Teacher responsibility for student supervision during behaviour escalation

January 4, 2023 | Kayla Cockburn, Renata Antoniuk

In the recent decision Ontario College of Teachers v Moss, 2022 ONOCT 98 the teachers’ regulatory body considered the role of a teacher in responding to student behaviour causing a risk of physical injury.

The Member was assigned to a classroom for students with developmental disabilities. Established routines were a universal teaching practice that provided students support to manage their readiness for learning.

On a particular day, the Member interrupted a student’s routine by refusing to allow an educational assistant to give the student a snack. The disruption of the student’s routine caused the student to become agitated. The student’s behaviour escalated to physical aggression exhibited towards his educational assistants, a child and youth worker, and another teacher in the classroom. The staff tried to calm the student, while the Member remained seated and took no steps to assist with de-escalation or ensuring the safety of the other students in the class.

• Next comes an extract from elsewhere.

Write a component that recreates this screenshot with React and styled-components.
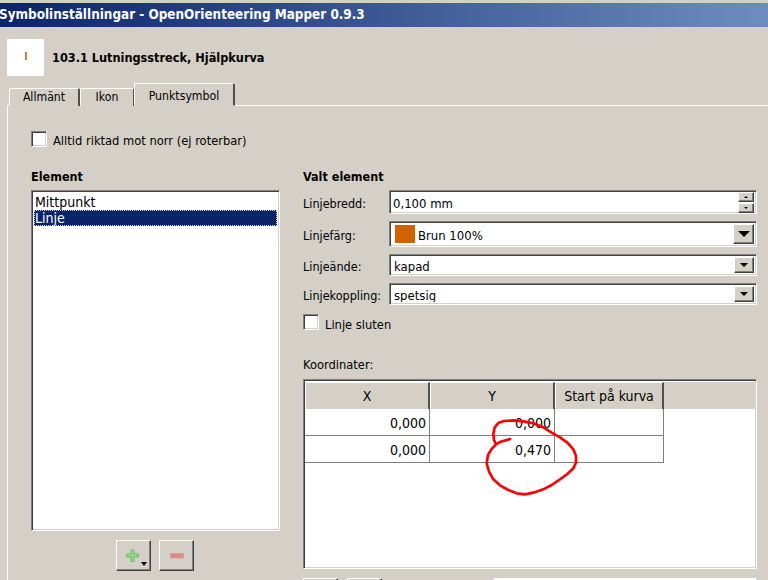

The OCT Discipline Committee found the Member guilty of professional misconduct. It noted that the Member:

  1. did not contact the school’s main office for support until asked to do by another teacher;
  2. did not remove the other students present to a safe location in a timely manner, and only did so when asked by another teacher;
  3. did not return to the classroom to check on the agitated student or support staff once the other students were moved to a safe location.[1]

The Member was found to have breached the standard of practice regarding commitment to students and student learning, which provides the following:

“Members are dedicated in their care and commitment to students. They treat students equitably and with respect and are sensitive to factors that influence individual student learning. Members facilitate the development of students as contributing citizens of Canadian society.”

When the Member interrupted the student’s routine there was a failure to respect the individualized factors that assist with the student’s self-regulation, which put the safety of others in jeopardy.[2]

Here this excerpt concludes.